Friday, April 15, 2011

Taco and Fajita Seasoning


I recently gave up on buying Taco and Fajita seasoning packets from the store because I found these seasoning mix recipes that I think are so much better. Plus, you can increase or decrease the ingredients to suit your tastes (I always add extra hotness, like cayenne and crushed red pepper).

Taco Seasoning

To make about 1 packet worth (for 1 lb meat):

1 Tablespoon chili powder
1/4 teaspoon garlic powder
1/4 teaspoon onion powder
1/4 teaspoon crushed red pepper flakes
1/4 teaspoon dried oregano
1/2 teaspoon paprika
1 1/2 teaspoon ground cumin
1 teaspoon sea salt
1 teaspoon black pepper

Or 4x it and do this to make about 2/3 cup:

4 Tablespoon chili powder
1 teaspoon garlic powder
1 teaspoon onion powder
1 teaspoon crushed red pepper flakes
1 teaspoon dried oregano
2 teaspoon paprika
6 teaspoon ground cumin
4 teaspoon sea salt
4 teaspoon black pepper

I do the 4x recipe and put the ingredients right into a small container (like an old jam jar or small plastic container) and then shake. To use, add a few tablespoons of the mix and a few tablespoons of water.

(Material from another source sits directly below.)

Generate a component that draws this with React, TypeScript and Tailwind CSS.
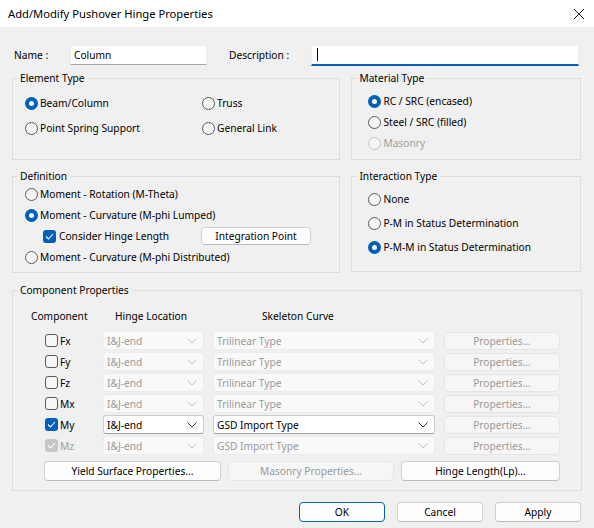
import React from "react";

const FONT = { fontFamily: '"Noto Sans", "Liberation Sans", sans-serif' };

function Radio({ label, checked, disabled }: { label: string; checked?: boolean; disabled?: boolean }) {
  return (
    <div className="flex items-center h-[16px] gap-[2px]">
      {checked ? (
        <span className="w-[13px] h-[13px] rounded-full bg-[#005fb8] flex items-center justify-center shrink-0">
          <span className="w-[5px] h-[5px] rounded-full bg-white" />
        </span>
      ) : (
        <span
          className={
            "w-[13px] h-[13px] rounded-full border shrink-0 " +
            (disabled ? "border-[#c6c6c6] bg-[#f5f5f5]" : "border-[#5a5a5a] bg-[#f6f6f6]")
          }
        />
      )}
      <span className={disabled ? "text-[#a0a0a0]" : "text-black"}>{label}</span>
    </div>
  );
}

function Check({ checked, disabled }: { checked?: boolean; disabled?: boolean }) {
  if (checked) {
    return (
      <span
        className={
          "w-[13px] h-[13px] rounded-[3px] flex items-center justify-center shrink-0 " +
          (disabled ? "bg-[#c6c6c6]" : "bg-[#005fb8]")
        }
      >
        <svg width="9" height="7" viewBox="0 0 9 7" fill="none">
          <polyline points="1,3.5 3.5,6 8,1" stroke="white" strokeWidth="1.1" />
        </svg>
      </span>
    );
  }
  return <span className="w-[13px] h-[13px] rounded-[3px] border border-[#5a5a5a] bg-[#f6f6f6] shrink-0" />;
}

function Chevron({ disabled }: { disabled?: boolean }) {
  return (
    <svg width="10" height="6" viewBox="0 0 10 6" fill="none" className="shrink-0">
      <polyline points="0.5,0.5 5,5 9.5,0.5" stroke={disabled ? "#c0c0c0" : "#333"} strokeWidth="1" />
    </svg>
  );
}

function Select({ value, w, disabled }: { value: string; w: string; disabled?: boolean }) {
  return (
    <div
      className={
        "h-[19px] flex items-center justify-between pl-[3px] pr-[6px] rounded-[3px] border shrink-0 " +
        w +
        (disabled
          ? " bg-[#f9f9f9] border-[#ececec] text-[#9a9a9a]"
          : " bg-white border-[#cccccc] border-b-[#a0a0a0] text-black")
      }
    >
      <span>{value}</span>
      <Chevron disabled={disabled} />
    </div>
  );
}

function Btn({
  label,
  w,
  h,
  disabled,
  primary,
}: {
  label: string;
  w: string;
  h: string;
  disabled?: boolean;
  primary?: boolean;
}) {
  return (
    <div
      className={
        "flex items-center justify-center rounded-[4px] border shrink-0 " +
        w +
        " " +
        h +
        (disabled
          ? " bg-[#f6f6f6] border-[#e5e5e5] text-[#9a9a9a]"
          : primary
          ? " bg-[#fdfdfd] border-[#005fb8] text-black"
          : " bg-[#fdfdfd] border-[#d0d0d0] border-b-[#bcbcbc] text-black")
      }
    >
      {label}
    </div>
  );
}

function Group({ title, className, children }: { title: string; className: string; children: React.ReactNode }) {
  return (
    <div className={"relative border border-[#dcdcdc] " + className}>
      <span className="absolute left-[4px] top-[-9px] px-[3px] bg-[#f0f0f0] leading-[16px]">{title}</span>
      {children}
    </div>
  );
}

const rows = [
  { c: "Fx", loc: "I&J-end", curve: "Trilinear Type", checked: false, enabled: false },
  { c: "Fy", loc: "I&J-end", curve: "Trilinear Type", checked: false, enabled: false },
  { c: "Fz", loc: "I&J-end", curve: "Trilinear Type", checked: false, enabled: false },
  { c: "Mx", loc: "I&J-end", curve: "Trilinear Type", checked: false, enabled: false },
  { c: "My", loc: "I&J-end", curve: "GSD Import Type", checked: true, enabled: true },
  { c: "Mz", loc: "I&J-end", curve: "GSD Import Type", checked: true, enabled: false, disabledCheck: true },
];

export default function App() {
  return (
    <div className="w-[594px] h-[528px] bg-[#f0f0f0] flex flex-col text-[10.2px] text-black leading-[16px]" style={FONT}>
      {/* Title bar */}
      <div className="h-[27px] bg-white flex items-center justify-between pl-[8px] pr-[9px] shrink-0">
        <span className="text-[11.2px]">Add/Modify Pushover Hinge Properties</span>
        <svg width="12" height="12" viewBox="0 0 12 12" fill="none">
          <line x1="1" y1="1" x2="11" y2="11" stroke="#1a1a1a" strokeWidth="1" />
          <line x1="11" y1="1" x2="1" y2="11" stroke="#1a1a1a" strokeWidth="1" />
        </svg>
      </div>

      <div className="flex flex-col pl-[12px] pr-[13px]">
        {/* Name row */}
        <div className="flex items-center h-[20px] mt-[18px]">
          <span className="ml-[2px] w-[56px]">Name :</span>
          <div className="w-[137px] h-[20px] bg-white border border-[#ececec] border-b-[#a8a8a8] flex items-center pl-[3px]">
            Column
          </div>
          <span className="ml-[22px] w-[82px]">Description :</span>
          <div className="w-[268px] h-[21px] bg-white border border-[#ececec] border-b-2 border-b-[#005fb8] flex items-center pl-[5px]">
            <span className="w-[1px] h-[13px] bg-black" />
          </div>
        </div>

        {/* Row 1 */}
        <div className="flex gap-[11px] mt-[13px]">
          <Group title="Element Type" className="w-[329px] h-[82px] pt-[16px] pl-[12px]">
            <div className="grid grid-cols-[177px_1fr] gap-y-[9px]">
              <Radio label="Beam/Column" checked />
              <Radio label="Truss" />
              <Radio label="Point Spring Support" />
              <Radio label="General Link" />
            </div>
          </Group>
          <Group title="Material Type" className="w-[230px] h-[82px] pt-[14px] pl-[16px]">
            <div className="flex flex-col gap-[5px]">
              <Radio label="RC / SRC (encased)" checked />
              <Radio label="Steel / SRC (filled)" />
              <Radio label="Masonry" disabled />
            </div>
          </Group>
        </div>

        {/* Row 2 */}
        <div className="flex gap-[11px] mt-[16px]">
          <Group title="Definition" className="w-[329px] h-[97px] pt-[9px] pl-[12px]">
            <div className="flex flex-col gap-[5px]">
              <Radio label="Moment - Rotation (M-Theta)" />
              <Radio label="Moment - Curvature (M-phi Lumped)" checked />
              <div className="flex items-center h-[16px] pl-[18px]">
                <Check checked />
                <span className="ml-[3px] w-[142px]">Consider Hinge Length</span>
                <Btn label="Integration Point" w="w-[110px]" h="h-[18px]" />
              </div>
              <Radio label="Moment - Curvature (M-phi Distributed)" />
            </div>
          </Group>
          <Group title="Interaction Type" className="w-[230px] h-[96px] pt-[14px] pl-[16px]">
            <div className="flex flex-col gap-[8px]">
              <Radio label="None" />
              <Radio label="P-M in Status Determination" />
              <Radio label="P-M-M in Status Determination" checked />
            </div>
          </Group>
        </div>

        {/* Component Properties */}
        <Group title="Component Properties" className="w-[570px] h-[201px] mt-[17px] pt-[17px]">
          <div className="flex h-[16px] items-center">
            <span className="ml-[18px] w-[84px]">Component</span>
            <span className="w-[147px]">Hinge Location</span>
            <span>Skeleton Curve</span>
          </div>
          <div className="flex flex-col gap-[2px] mt-[7px]">
            {rows.map((r) => (
              <div key={r.c} className="flex items-center h-[19px] pl-[32px]">
                <div className="flex items-center w-[58px] gap-[2px]">
                  <Check checked={r.checked} disabled={r.disabledCheck} />
                  <span className={r.disabledCheck ? "text-[#a0a0a0]" : "text-black"}>{r.c}</span>
                </div>
                <Select value={r.loc} w="w-[101px]" disabled={!r.enabled} />
                <div className="w-[9px]" />
                <Select value={r.curve} w="w-[222px]" disabled={!r.enabled} />
                <div className="w-[9px]" />
                <Btn label="Properties..." w="w-[116px]" h="h-[18px]" disabled />
              </div>
            ))}
          </div>
          <div className="flex gap-[7px] mt-[6px] pl-[31px]">
            <Btn label="Yield Surface Properties..." w="w-[177px]" h="h-[20px]" />
            <Btn label="Masonry Properties..." w="w-[166px]" h="h-[20px]" disabled />
            <Btn label="Hinge Length(Lp)..." w="w-[159px]" h="h-[20px]" />
          </div>
        </Group>

        {/* Footer */}
        <div className="flex justify-end gap-[12px] mt-[11px]">
          <Btn label="OK" w="w-[86px]" h="h-[20px]" primary />
          <Btn label="Cancel" w="w-[86px]" h="h-[20px]" />
          <Btn label="Apply" w="w-[86px]" h="h-[20px]" />
        </div>
      </div>
    </div>
  );
}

Fajita Seasoning (about 3 packets worth)

3 Tablespoons cornstarch
2 Tablespoons chili powder
1 Tablespoon salt
1 Tablespoon paprika
1 Tablespoon sugar
2 1/2 teaspoons crushed chicken bouillon
1 1/2 teaspoon onion powder
1/2 teaspoon garlic powder
1/2 teaspoon cayenne powder
1/4 teaspoon crushed red pepper
1/2 teaspoon cumin

Same as with the Taco seasoning, put the ingredients right into a small container (like an old jam jar or small plastic container) and then shake. To use, add a few tablespoons of the mix and a few tablespoons of water.

Monday, April 11, 2011

Root Beer Float Cookies

Holy cow! These are amazing! So amazing, in fact, that I didn't even get the glaze made and they were disappearing so fast that I decided to skip it this time, although I'm sure it only adds deliciousness.

Root Beer Float Cookies

3/4 cup sugar
3/4 cup brown sugar
1 cup butter, room temperature
1/4 cup milk
2 eggs
2 Tablespoons root beer concentrate or extract
4 cups flour
pinch of salt
1 teaspoon baking soda

Cream together sugars and butter until light and fluffy. Add milk, eggs, and root beer extract. Stir to combine. Add dry ingredients and mix until combined. Refrigerate dough for one hour until firm, then roll into one inch balls. Place on a lightly greased cookie sheet (or use a silpat like I did). Bake at 350 degrees for 8-10 minutes. Remove from the oven and cool completely before applying glaze.

Cream glaze:
2-3 Tablespoons heavy whipping cream
1 1/2 cups powdered sugar
1/2 tsp vanilla

Whisk all ingredients until all lumps are gone.

Thursday, April 7, 2011

Zucchini Cakes

I found this recipe in Relish Magazine (which comes with the newspaper), and since I had two big zucchini sitting in the fridge and we always have trouble using them, I decided to give it a try. These were delicious and didn't taste too zucchini-y (the recipe claims they taste like crab cakes but I don't know what crab cakes taste like). As usual, I didn't have everything: I substituted a Old Bay spice blend substitute I found online for the Old Bay Seasoning and some white onion for the green onion.

Zucchini Cakes
3 cups coarsely grated zucchini
1/2 teaspoon salt
1 cup fresh breadcrumbs (from a baguette)
1 egg
2 green onions, thinly sliced
1/4 cup diced red bell pepper
1 1/2 teaspoons Old Bay seasoning
1 teaspoon Dijon mustard
1 tablespoon mayonnaise or plain yogurt
1/8 teaspoon red pepper flakes
2 tablespoons vegetable oil, for frying
1 teaspoon butter

1. Place grated zucchini in a colander; sprinkle lightly with salt and let stand 30 minutes. Press with paper towels to remove as much liquid as possible. Zucchini should be fairly dry, and you should have about 2 cups. Place zucchini and remaining ingredients (except oil and butter) in a bowl. Mix well. Form into 8 patties the size of crab cakes. Chill.
2. Heat oil and butter in a skillet.
3. Add patties to skillet and cook on both sides until browned. Drain on paper towels.